Generally, OnSong should use 50-200 megabytes of memory depending on the type of document you are viewing and how it was made. For instance, a single-page image-based PDF file that was scanned at 600 DPI in full color uses 100 MB of memory. Multiply that by the number of pages in the PDF file. This is because iOS needs to uncompress the image in the PDF into memory in order to display it. So if you scanned a page at 600 DPI in full color on 8.5x11” paper, that’s 5100x6600 pixels or 33 megapixels. If you scanned in color, you need at least 3 bytes per pixel, resulting in 100 megabytes of active memory to load and display one page. That doesn’t count other things OnSong needs to do of course. If you are running a newer iPad, this shouldn't be an issue, although you probably want to scan documents with much lower resolution and in greyscale if there is no color on the page. Dropping to 150 DPI in full color uses about 6 megabytes per page.
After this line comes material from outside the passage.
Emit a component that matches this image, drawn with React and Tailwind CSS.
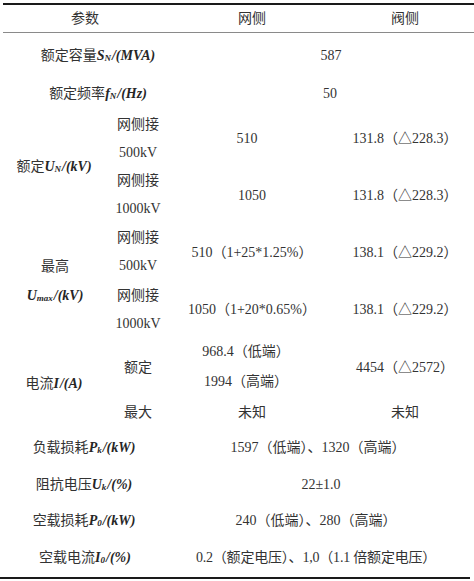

OnSong has a lot of features, but that doesn't mean it uses more memory. OnSong is designed to run as efficiently as possible, even on older hardware. If you are wanting OnSong to on older hardware and you are viewing file types that are using up memory, you can do something to make things run more efficiently. OnSong renders the song before and after the currently viewed song for smooth transitions. This can effectively triple the amount of memory OnSong is using for displaying documents. You can turn off this feature by tapping on the gear icon in the Menubar to open Utilities > Settings > Display Settings > Song Viewer > Renderer > Render Ahead/Behind and turn that to Off. This will result in the song being drawn once you navigate to it which won't look as smooth but will use less system memory and give a performance boost for older devices.